Упав на руку, он сбил огонь и снова вскочил на ноги.

— Этти!

Подняв взгляд, Пеллэм увидел, как она, отворачивая лицо от подступившего жара, раскрывает настежь окно.

— Этти! — крикнул он. — Постарайтесь выбраться на крышу. У пожарных есть веревки и лестницы…

Пятясь, Пеллэм отступил к окну, помедлил мгновение и резко бросил свою холщовую сумку на стекло. Профессиональная видеокамера стоимостью сорок тысяч долларов с грохотом покатилась по металлической лестнице. С десяток других обитателей дома, охваченные паникой, не обращая на нее внимания, продолжали спускаться вниз в переулок.

Выбравшись на пожарную лестницу, Пеллэм оглянулся.

— Выбирайтесь на крышу! — крикнул он Этти.

Но, вероятно, этот путь тоже уже был отрезан; теперь огонь бушевал повсюду.

А может быть, негритянка, объятая ужасом, уже не могла рассуждать.

Их взгляды, разделенные бурлящим пламенем, встретились на мгновение, и Этти слабо улыбнулась. Затем, без крика, молча, Этта Уилкс Вашингтон разбила давным-давно закрашенное окно и задержалась на мгновение, глядя вниз.
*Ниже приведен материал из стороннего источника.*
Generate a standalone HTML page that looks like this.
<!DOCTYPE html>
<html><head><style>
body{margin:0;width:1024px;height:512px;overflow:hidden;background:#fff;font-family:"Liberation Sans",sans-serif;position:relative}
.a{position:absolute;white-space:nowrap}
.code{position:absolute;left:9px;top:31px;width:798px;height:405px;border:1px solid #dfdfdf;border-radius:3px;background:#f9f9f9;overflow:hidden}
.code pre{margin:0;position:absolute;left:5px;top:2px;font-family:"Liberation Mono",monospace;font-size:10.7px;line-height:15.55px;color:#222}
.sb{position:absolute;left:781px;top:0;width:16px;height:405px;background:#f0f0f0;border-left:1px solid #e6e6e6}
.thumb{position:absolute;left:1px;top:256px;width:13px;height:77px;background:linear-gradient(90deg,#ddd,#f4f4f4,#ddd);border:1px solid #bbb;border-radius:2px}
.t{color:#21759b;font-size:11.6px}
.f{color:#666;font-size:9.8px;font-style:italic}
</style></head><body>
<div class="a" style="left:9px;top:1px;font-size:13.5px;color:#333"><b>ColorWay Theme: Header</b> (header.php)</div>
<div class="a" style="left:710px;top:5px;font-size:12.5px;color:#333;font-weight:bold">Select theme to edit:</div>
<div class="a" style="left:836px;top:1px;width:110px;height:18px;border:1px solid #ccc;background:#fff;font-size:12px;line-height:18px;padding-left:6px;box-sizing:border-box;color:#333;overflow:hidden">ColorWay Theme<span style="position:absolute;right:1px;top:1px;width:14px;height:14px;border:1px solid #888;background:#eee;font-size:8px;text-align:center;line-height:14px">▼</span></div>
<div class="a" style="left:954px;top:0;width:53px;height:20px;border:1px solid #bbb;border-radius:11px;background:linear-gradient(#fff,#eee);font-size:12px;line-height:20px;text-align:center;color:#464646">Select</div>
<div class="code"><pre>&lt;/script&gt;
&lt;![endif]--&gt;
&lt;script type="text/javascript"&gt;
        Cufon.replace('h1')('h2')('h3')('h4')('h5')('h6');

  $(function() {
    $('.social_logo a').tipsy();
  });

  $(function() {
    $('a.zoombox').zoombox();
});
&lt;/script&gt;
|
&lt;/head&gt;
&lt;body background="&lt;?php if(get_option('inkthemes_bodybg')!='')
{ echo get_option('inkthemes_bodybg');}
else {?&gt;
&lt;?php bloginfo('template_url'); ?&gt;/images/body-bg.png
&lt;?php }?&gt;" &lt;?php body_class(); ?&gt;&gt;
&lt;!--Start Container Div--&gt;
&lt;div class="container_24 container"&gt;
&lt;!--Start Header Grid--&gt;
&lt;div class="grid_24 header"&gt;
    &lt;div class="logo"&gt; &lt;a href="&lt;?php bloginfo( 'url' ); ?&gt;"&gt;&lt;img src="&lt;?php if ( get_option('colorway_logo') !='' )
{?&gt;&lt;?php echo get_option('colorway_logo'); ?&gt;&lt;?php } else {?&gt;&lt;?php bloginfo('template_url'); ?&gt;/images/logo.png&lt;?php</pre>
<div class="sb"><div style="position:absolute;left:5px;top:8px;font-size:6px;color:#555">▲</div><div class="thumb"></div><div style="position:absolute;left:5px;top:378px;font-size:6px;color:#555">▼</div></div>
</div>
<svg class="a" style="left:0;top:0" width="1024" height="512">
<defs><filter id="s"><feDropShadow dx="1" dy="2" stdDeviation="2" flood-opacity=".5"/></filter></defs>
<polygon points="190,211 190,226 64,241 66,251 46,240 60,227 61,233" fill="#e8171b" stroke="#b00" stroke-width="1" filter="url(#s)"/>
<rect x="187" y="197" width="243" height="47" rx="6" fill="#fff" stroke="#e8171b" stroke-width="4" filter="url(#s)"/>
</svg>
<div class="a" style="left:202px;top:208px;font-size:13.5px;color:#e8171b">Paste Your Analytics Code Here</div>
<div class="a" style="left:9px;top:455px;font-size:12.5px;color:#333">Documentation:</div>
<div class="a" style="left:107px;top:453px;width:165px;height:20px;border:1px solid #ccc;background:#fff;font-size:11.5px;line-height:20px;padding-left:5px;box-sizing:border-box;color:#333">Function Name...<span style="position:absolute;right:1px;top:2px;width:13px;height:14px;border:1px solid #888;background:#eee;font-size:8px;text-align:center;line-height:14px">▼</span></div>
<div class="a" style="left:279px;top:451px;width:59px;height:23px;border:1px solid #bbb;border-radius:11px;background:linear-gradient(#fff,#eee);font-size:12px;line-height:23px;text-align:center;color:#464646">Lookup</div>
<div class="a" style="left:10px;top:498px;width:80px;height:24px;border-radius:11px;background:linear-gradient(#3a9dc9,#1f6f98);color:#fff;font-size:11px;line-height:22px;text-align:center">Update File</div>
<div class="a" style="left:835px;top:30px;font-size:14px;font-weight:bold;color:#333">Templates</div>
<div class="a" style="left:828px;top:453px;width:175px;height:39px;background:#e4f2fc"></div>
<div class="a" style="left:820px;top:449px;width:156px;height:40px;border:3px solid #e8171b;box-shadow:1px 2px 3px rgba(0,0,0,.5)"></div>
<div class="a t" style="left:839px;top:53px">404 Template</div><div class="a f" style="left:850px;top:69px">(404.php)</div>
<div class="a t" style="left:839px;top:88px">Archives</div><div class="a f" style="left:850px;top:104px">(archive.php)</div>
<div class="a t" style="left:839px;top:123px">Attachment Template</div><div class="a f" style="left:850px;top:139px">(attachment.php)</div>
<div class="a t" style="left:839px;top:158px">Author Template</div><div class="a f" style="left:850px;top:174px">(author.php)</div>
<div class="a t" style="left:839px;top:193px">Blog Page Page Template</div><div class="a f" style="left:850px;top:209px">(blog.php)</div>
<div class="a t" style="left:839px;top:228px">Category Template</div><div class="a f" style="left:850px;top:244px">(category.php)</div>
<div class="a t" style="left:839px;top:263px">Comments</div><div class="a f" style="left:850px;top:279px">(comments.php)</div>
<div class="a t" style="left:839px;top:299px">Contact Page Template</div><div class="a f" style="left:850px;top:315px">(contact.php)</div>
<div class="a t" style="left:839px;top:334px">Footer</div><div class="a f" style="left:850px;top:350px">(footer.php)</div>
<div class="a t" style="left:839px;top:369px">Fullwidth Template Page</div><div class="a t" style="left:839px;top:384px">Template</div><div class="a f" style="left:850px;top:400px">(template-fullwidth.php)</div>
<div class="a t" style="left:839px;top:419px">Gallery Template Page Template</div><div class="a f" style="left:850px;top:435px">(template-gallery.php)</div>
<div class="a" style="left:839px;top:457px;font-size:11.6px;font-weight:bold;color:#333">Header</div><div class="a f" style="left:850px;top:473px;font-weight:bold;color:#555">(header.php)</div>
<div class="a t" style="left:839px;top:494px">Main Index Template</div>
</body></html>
А потом прыгнула в пустоту в пятидесяти футах на вымощенный булыжником переулок, переулок, в котором на одном из камней, как вспомнил Пеллэм, пятьдесят пять лет назад Айзек Б. Кливленд нацарапал признание в любви шестнадцатилетней Этти Уилкс. Хрупкая фигура пожилой негритянки исчезла в дыму.
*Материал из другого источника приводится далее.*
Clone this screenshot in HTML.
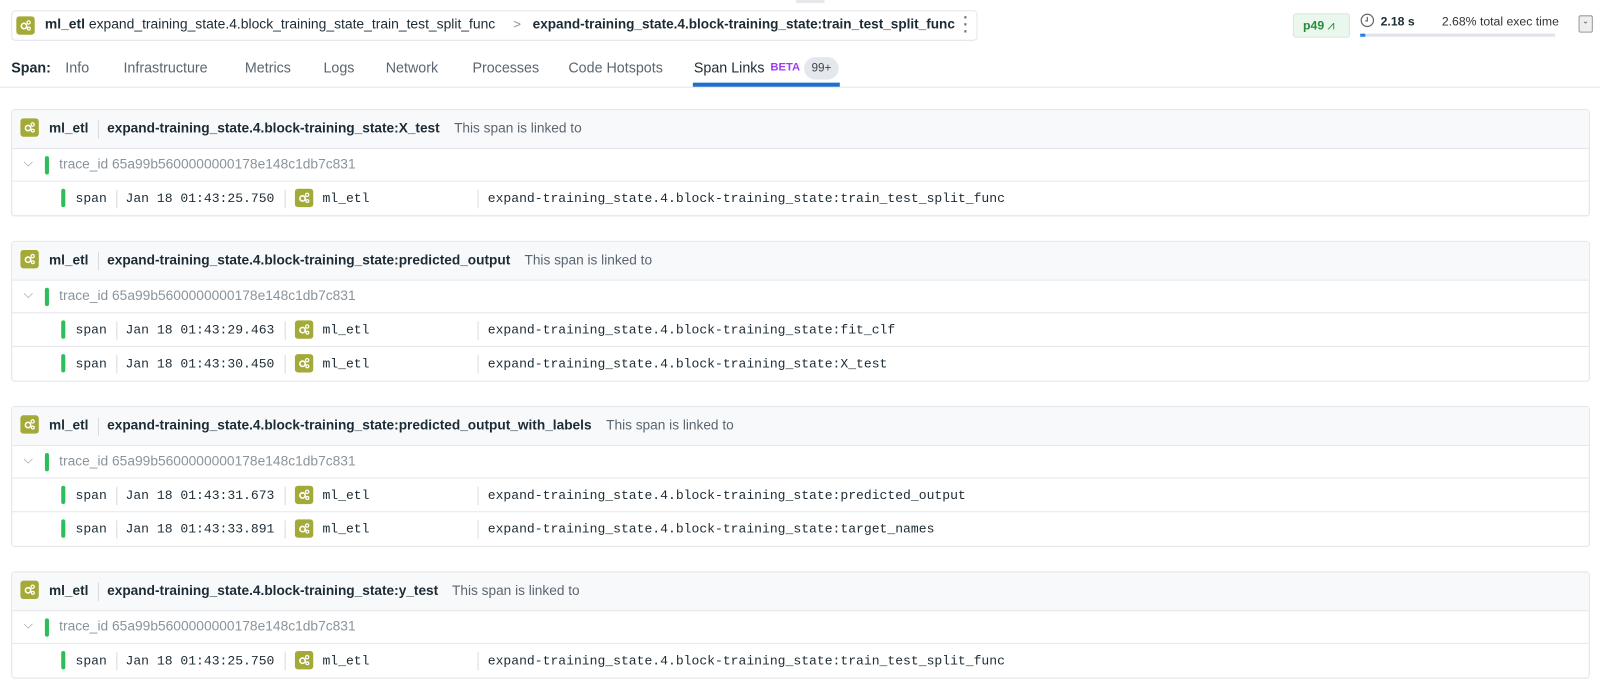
<!DOCTYPE html>
<html><head><meta charset="utf-8"><style>
*{box-sizing:border-box;margin:0;padding:0}
body{width:1600px;height:692px;background:#fff;font-family:"Liberation Sans",sans-serif;font-size:13px;color:#1c2b34;position:relative;overflow:hidden}
#w{position:absolute;left:0;top:0;width:1568px;height:680px;transform:scale(1.0204);transform-origin:0 0}
.abs{position:absolute}
.ico{position:absolute;width:18px;height:18px;border-radius:3px;background:#a3aa38;display:flex;align-items:center;justify-content:center}
.bc{left:11px;top:10px;width:947px;height:30px;border:1px solid #e3e6ea;border-radius:4px}
.tabs span{position:absolute;top:58px;color:#5b6670;font-size:14px}
.card{position:absolute;left:11px;width:1547px;border:1px solid #e0e3e8;border-radius:3px;background:#fff}
.hd{height:38px;background:#f8f9fb;border-bottom:1px solid #e4e7eb;position:relative;font-size:13.4px}
.tr{height:32px;border-bottom:1px solid #e4e7eb;position:relative;color:#8a949c;font-size:13.5px}
.row{height:33px;border-bottom:1px solid #e4e7eb;position:relative;font-family:"Liberation Mono",monospace;font-size:12.8px}
.row:last-child{border-bottom:none}
.bar{position:absolute;width:4px;height:18px;background:#2dbe5a;border-radius:2px}
.sep{position:absolute;width:1px;height:18px;background:#d8dce0}
.t{position:absolute;white-space:nowrap}
</style></head><body><div id="w">
<div class="abs" style="left:780px;top:0;width:28px;height:3px;background:#e6e8ec"></div>
<div class="abs bc">
 <div class="ico" style="left:4px;top:5px"><svg width="12" height="12" viewBox="0 0 12 12"><circle cx="4.5" cy="6.5" r="2.6" fill="none" stroke="#fff" stroke-width="1.6"/><circle cx="9" cy="3" r="1.6" fill="none" stroke="#fff" stroke-width="1.2"/><circle cx="9.2" cy="9" r="1.4" fill="none" stroke="#fff" stroke-width="1.2"/></svg></div>
 <span class="t" style="left:32px;top:5px;font-size:13.6px"><b>ml_etl</b> expand_training_state.4.block_training_state_train_test_split_func</span>
 <span class="t" style="left:491px;top:5px;color:#8a949c">&gt;</span>
 <span class="t" style="left:510px;top:5px;font-weight:bold;font-size:13.3px">expand-training_state.4.block-training_state:train_test_split_func</span>
 <span class="t" style="left:932px;top:3px;color:#777;font-weight:bold;font-size:15px;line-height:7px">·<br>·<br>·</span>
</div>
<div class="abs" style="left:1267px;top:13px;width:56px;height:24px;background:#e9f7ec;border:1px solid #d2ecd8;border-radius:3px;color:#2a8a3e;font-weight:bold;font-size:12px;padding:4px 0 0 9px">p49 <span style="font-weight:normal">⩘</span></div>
<svg class="abs" style="left:1333px;top:13px" width="14" height="14"><circle cx="7" cy="7" r="6" fill="none" stroke="#666" stroke-width="1.2"/><path d="M7 3.5V7.5H5" fill="none" stroke="#666" stroke-width="1.2"/></svg>
<span class="t" style="left:1353px;top:14px;font-weight:bold;font-size:12px">2.18 s</span>
<span class="t" style="left:1413px;top:14px;font-size:12px;color:#333">2.68% total exec time</span>
<div class="abs" style="left:1333px;top:33px;width:191px;height:3px;background:#e0e4ea"></div>
<div class="abs" style="left:1333px;top:33px;width:5px;height:3px;background:#2a80dd"></div>
<div class="abs" style="left:1547px;top:15px;width:14px;height:17px;border:1px solid #999;border-radius:2px;background:#eee;font-size:8px;text-align:center;color:#555">⌄</div>
<div class="tabs">
 <span style="left:11px;color:#1c2b34;font-weight:bold">Span:</span>
 <span style="left:64px">Info</span><span style="left:121px">Infrastructure</span><span style="left:240px">Metrics</span><span style="left:317px">Logs</span><span style="left:378px">Network</span><span style="left:463px">Processes</span><span style="left:557px">Code Hotspots</span>
 <span style="left:680px;color:#1c2b34">Span Links</span>
 <span style="left:755px;top:60px;color:#a13cf0;font-size:11px;font-weight:bold">BETA</span>
</div>
<div class="abs" style="left:788px;top:56px;width:34px;height:22px;background:#e4e7ee;border-radius:11px;font-size:11.5px;color:#444;text-align:center;line-height:22px">99+</div>
<div class="abs" style="left:0;top:85px;width:1568px;height:1px;background:#e4e7eb"></div>
<div class="abs" style="left:679px;top:81px;width:144px;height:4px;background:#1f6fce"></div>
<div id="c"></div>
</div>
<script>
const cards=[
[107,"expand-training_state.4.block-training_state:X_test",[["Jan 18 01:43:25.750","expand-training_state.4.block-training_state:train_test_split_func"]]],
[236,"expand-training_state.4.block-training_state:predicted_output",[["Jan 18 01:43:29.463","expand-training_state.4.block-training_state:fit_clf"],["Jan 18 01:43:30.450","expand-training_state.4.block-training_state:X_test"]]],
[398,"expand-training_state.4.block-training_state:predicted_output_with_labels",[["Jan 18 01:43:31.673","expand-training_state.4.block-training_state:predicted_output"],["Jan 18 01:43:33.891","expand-training_state.4.block-training_state:target_names"]]],
[560,"expand-training_state.4.block-training_state:y_test",[["Jan 18 01:43:25.750","expand-training_state.4.block-training_state:train_test_split_func"]]]];
const ico=(l,t)=>`<div class="ico" style="left:${l}px;top:${t}px"><svg width="12" height="12" viewBox="0 0 12 12"><circle cx="4.5" cy="6.5" r="2.6" fill="none" stroke="#fff" stroke-width="1.6"/><circle cx="9" cy="3" r="1.6" fill="none" stroke="#fff" stroke-width="1.2"/><circle cx="9.2" cy="9" r="1.4" fill="none" stroke="#fff" stroke-width="1.2"/></svg></div>`;
let h="";
for(const [y,name,rows] of cards){
 h+=`<div class="card" style="top:${y}px"><div class="hd">${ico(8,8)}<span class="t" style="left:36px;top:10px;font-weight:bold">ml_etl</span><div class="sep" style="left:84px;top:10px"></div><span class="t" style="left:93px;top:10px;font-weight:bold">${name}</span><span class="t" style="top:10px;color:#5b6670"></span></div>
 <div class="tr"><span class="t" style="left:11px;top:6px;font-size:12px">⌵</span><div class="bar" style="left:32px;top:7px"></div><span class="t" style="left:46px;top:7px">trace_id 65a99b5600000000178e148c1db7c831</span></div>`;
 for(const [d,n] of rows){
  h+=`<div class="row"><div class="bar" style="left:48px;top:7px"></div><span class="t" style="left:62px;top:9px">span</span><div class="sep" style="left:102px;top:8px"></div><span class="t" style="left:111px;top:9px">${d}</span><div class="sep" style="left:267px;top:8px"></div>${ico(277,7)}<span class="t" style="left:304px;top:9px">ml_etl</span><div class="sep" style="left:456px;top:8px"></div><span class="t" style="left:466px;top:9px">${n}</span></div>`;
 }
 h+=`</div>`;
}
document.getElementById("c").innerHTML=h;
document.querySelectorAll(".hd").forEach(hd=>{const s=hd.querySelectorAll(".t");const nm=s[1];const l=nm.offsetLeft+nm.offsetWidth+14;s[2].style.left=l+"px";s[2].textContent="This span is linked to";});
</script>
</body></html>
Скрежещущий стон дерева и стали, затем грохот, подобный удару молота по наковальне, — обрушилась какая-то несущая конструкция. Спасаясь от дождя оранжевых искр, Пеллэм отпрыгнул на край пожарной лестницы, едва не перевалившись через перила, и побежал вниз.

Он спешил подобно прочим обитателям дома — однако сейчас его беспокоило уже не то, как спастись от бушующего пожара. Думая про дочь Этти, Пеллэм торопился отыскать тело негритянки и оттащить его подальше от горящего дома, пока не обрушились стены, погребая Этти в огненной могиле.

2

Открыв глаза, он обнаружил, что охранник пристально смотрит на него.

— Сэр, вы здесь лечитесь?

Поспешно усевшись прямо, Пеллэм понял, что хотя бегство от огня и оставило на его теле ожоги и ссадины, доконали его последние пять часов в оранжевом пластиковом кресле в коридоре приемного покоя больницы. Затекший затылок нестерпимо ныл.

— Я заснул.

— Здесь нельзя спать.

— Я здесь лечился. Меня осмотрели вчера вечером. А потом я заснул.

— Да. Вас вылечили, и вы должны покинуть больницу.

Джинсы Пеллэма зияли прожженными дырами; он подозревал, что лицо у него черное от копоти. Наверняка охранник принял его за бродягу.

— Хорошо, я ухожу, — сдался он. — Только дайте мне одну минутку.

Пеллэм медленно покрутил голову по сторонам. Что-то в затылке хрустнуло. По всей голове разлилась парализующая боль. Поморщившись, Пеллэм огляделся вокруг. Он понял, почему охранник гонит его отсюда. Коридор был заполнен пострадавшими, которые ожидали своей очереди на прием к врачу. Слова накатывались и отступали подобно прибою: испанские, английские, арабские. Повсюду царили страх, отрешенность и раздражение, и, на взгляд Пеллэма, хуже всего была отрешенность. Справа от него сидел мужчина, подавшись вперед, опершийся локтями на колени. В правой руке у мужчины болтался детский башмачок.

Охранник, предупредив Пеллэма, посчитал свою задачу выполненной и не стал следить, как тот выполнит предписание удалиться. Неспешной походкой он направился к двум подросткам, курившим за углом «косячок».

Встав на ноги, Пеллэм потянулся. Порывшись в карманах, он нашел клочок бумаги, который ему дали вчера вечером. Прищурившись, Пеллэм стал читать, что на нем написано.

Наконец, подхватив с пола тяжелую видеокамеру, он направился по длинному коридору по стрелке, указывающей на крыло Б.